The English version of fricassee are made with egg yolks, while the Italian version of the fricassee is thicken with lemon and yolks. I like to made my fricassee slightly differently and this version works very well for me. I like to slowly boil or poaching the chicken tights in broth. I add some fresh garlic, lemon and salt and this is the base for my sauce as well. It is so many versions out there but trust me that this one will become your favorite.
I don’t use mushrooms in my sauce, this is how you will find it serve in the restaurants in France. I just don’t think adding mushrooms make the sauce that velvety smoot and totally change it the profile flavor. Here in this dish is all about the sauce and the chicken. With a few ingredient and passions you will get this super delicious dinner in no time.

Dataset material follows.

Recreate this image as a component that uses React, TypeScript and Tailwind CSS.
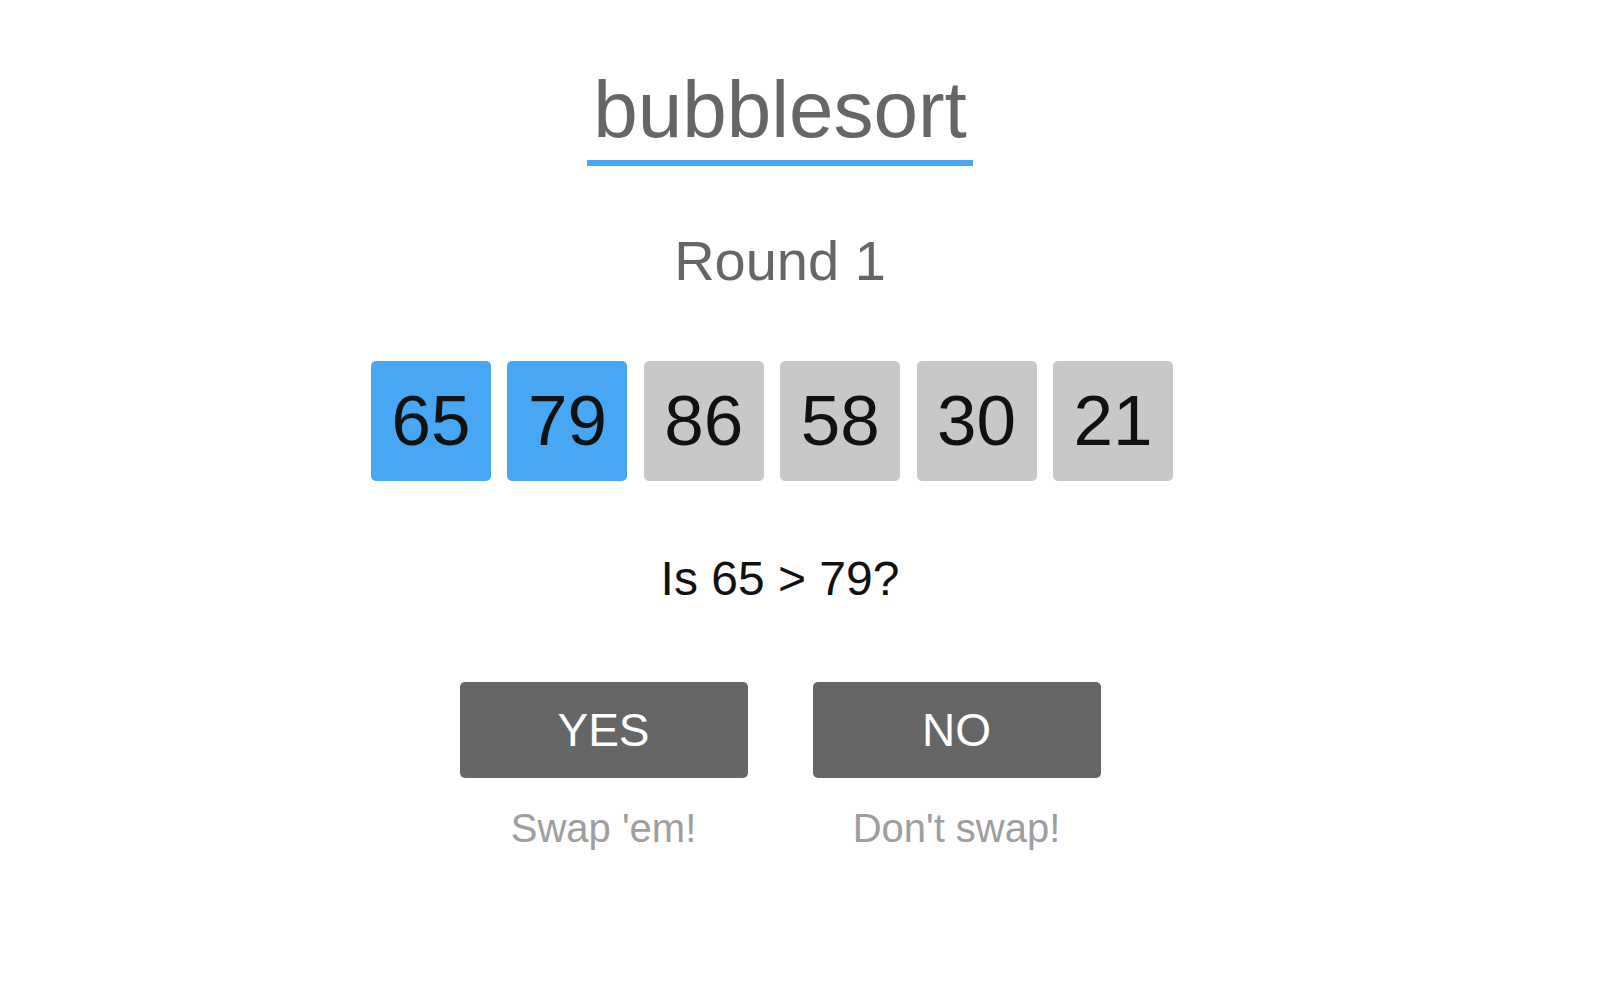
import React from "react";

const nums = [
  { v: 65, active: true },
  { v: 79, active: true },
  { v: 86, active: false },
  { v: 58, active: false },
  { v: 30, active: false },
  { v: 21, active: false },
];

export default function App() {
  return (
    <div
      className="w-[1560px] min-h-[1008px] bg-white flex flex-col items-center"
      style={{ fontFamily: '"Liberation Sans", Arial, sans-serif' }}
    >
      <div className="mt-[70px] inline-block px-[6px] pb-[10px] border-b-[6px] border-[#47a7f4] text-[80px] leading-[80px] text-[#666666]">
        bubblesort
      </div>

      <div className="mt-[67px] text-[56px] leading-[56px] text-[#666666]">
        Round 1
      </div>

      <div className="mt-[72px] w-full flex justify-center pr-[16px] gap-[16.4px]">
        {nums.map((n) => (
          <div
            key={n.v}
            className={
              n.active
                ? "w-[120px] h-[120px] rounded-[5px] bg-[#47a7f4] flex items-center justify-center text-[71px] leading-[72px] text-[#111111]"
                : "w-[120px] h-[120px] rounded-[5px] bg-[#c8c8c8] flex items-center justify-center text-[71px] leading-[72px] text-[#111111]"
            }
          >
            {n.v}
          </div>
        ))}
      </div>

      <div className="mt-[74px] text-[48px] leading-[48px] text-[#111111]">
        Is 65 &gt; 79?
      </div>

      <div className="mt-[79px] flex gap-[65px]">
        <div className="flex flex-col items-center">
          <div className="w-[288px] h-[96px] rounded-[5px] bg-[#666666] flex items-center justify-center text-[46px] leading-[46px] text-white">
            YES
          </div>
          <div className="mt-[30px] text-[40px] leading-[40px] text-[#9e9e9e]">
            Swap 'em!
          </div>
        </div>
        <div className="flex flex-col items-center">
          <div className="w-[288px] h-[96px] rounded-[5px] bg-[#666666] flex items-center justify-center text-[46px] leading-[46px] text-white">
            NO
          </div>
          <div className="mt-[30px] text-[40px] leading-[40px] text-[#9e9e9e]">
            Don't swap!
          </div>
        </div>
      </div>
    </div>
  );
}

I will be honest, you will love it, the chicken is so tender and juicy and the sauce is mouthwatering.
For the chicken stock:
|Garlic Powder||1/4 tsp.|
|Black Pepper||1/4 tsp.|
For the sauce:
|Heavy Cream||2/3 cup|
|Olive Oil||2 tbsp.|
|Chicken stock||3-4 cups|
|Lemon Juice||1/2 lemon|
Start with making the stock. This is the base for really good sauce. I like to use tights with the skin on. To have a really flavorful broth, you need the bones and skin. Fill a large pot with the 6 quarts of water( 3 litters or so), add the chicken tights bone in and skin, garlic powder, lemon juice , and the half lemon, salt and black pepper and slowly poached it/ cook.
After 15 minutes of poaching remove the lemon and continue cooking for about 45 minutes up to 1 hour. You will end up with glossy chicken and super flavorful and delicious stock.
In a large skillet over medium temperature add the olive oil and butter and then add the finely chopped, or graded garlic and stir for a 30 second. If necessary turn down the heat so you don’t burn the garlic. Then add the flour and turn temperature to low and constantly stir , make sure not to burn the flour. Then add the chicken stock, heavy cream, lemon juice, salt and pepper and cook on low for 20-25 minutes, stirring occasionally.
You should end with silky, velvety and smoot sauce. You can add the already cooked chicken into the sauce or added later in the plate for nice presentation.
Garnish with fresh chopped parsley and fresh garlic chives.